あれから17年以上経って、また壮絶な死を見せてくれるとは(まだお元気でよかった!)。
『やすらぎの郷』への出演に合わせるように、タイミングよくNHK BS1で織本順吉を追ったドキュメンタリー『老いてなお 花となる〜織本順吉 90歳の現役俳優〜』が放送されていたが、これもまたすんごい内容だった。
老いによってセリフが覚えられず、身体も思うように動かず、それでも自分の老いを認めることができないで、泣いて家族に当たり散らしながらも現役俳優を続けている壮絶な姿が記録されていた。
この『やすらぎの郷』への出演に向けての姿も放送されていたが、出演するのは実質2話分。セリフの量もそこまで多いわけではないと思うが、そのセリフを覚えるために4か月間、台本を手放せなかったという。
こう言っては何だが、あの加納英吉の「死ぬ寸前の衰えきった姿」は演技ではなく、織本自身のリアルな姿なのだ。

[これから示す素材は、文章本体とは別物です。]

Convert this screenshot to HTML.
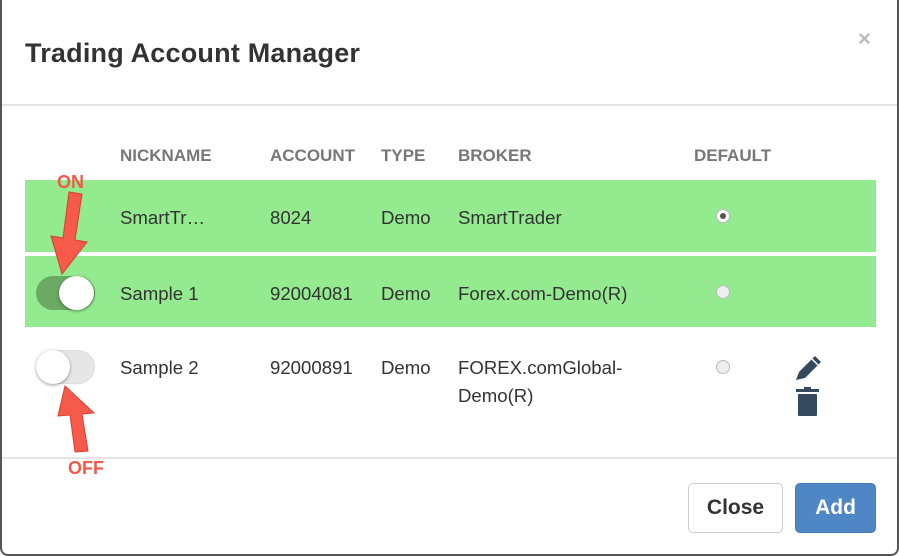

ドキュメンタリーには、倉本聰も出演して、年老いた俳優がドラマに出演する価値について語っていた。
「演技じゃなくて、人間が老けたということを立っているだけで出せる」
「(年老いることによって)邪念がのぞかれてきて、存在していればいいということに気持ちが変わってくるんじゃないかな。それでピュアになってくると思うんですよね」
コミカルなエピソードでも、どこか重厚さを感じさせてくれる『やすらぎの郷』だが、そこには、倉本の脚本だけではなく、立っているだけで存在感を放つ老優たちのが欠かせないということなのだろう。
ホントにあと1週で終われるの!?
さて「やすらぎの郷」の創設秘話も明かされ、いよいよ最終週に突入する『やすらぎ郷』。
あっちゃこっちゃと様々なエピソードが展開されつつ、最終的にどうキレイにまとめるのか気になるところだが、ここに来て片岡鶴太郎や上川隆也、神木隆之介という、濃いにもほどがある新キャラたちが続々登場するようだ。
さらに、マヤ(加賀まりこ)とお嬢(浅丘ルリ子)のウェディングドレス姿も公開。アザミ(清野菜名)も再登場し、菊村が浮かれて風呂をのぞいたりして……コレ、本当にあと1週で終わるのか!?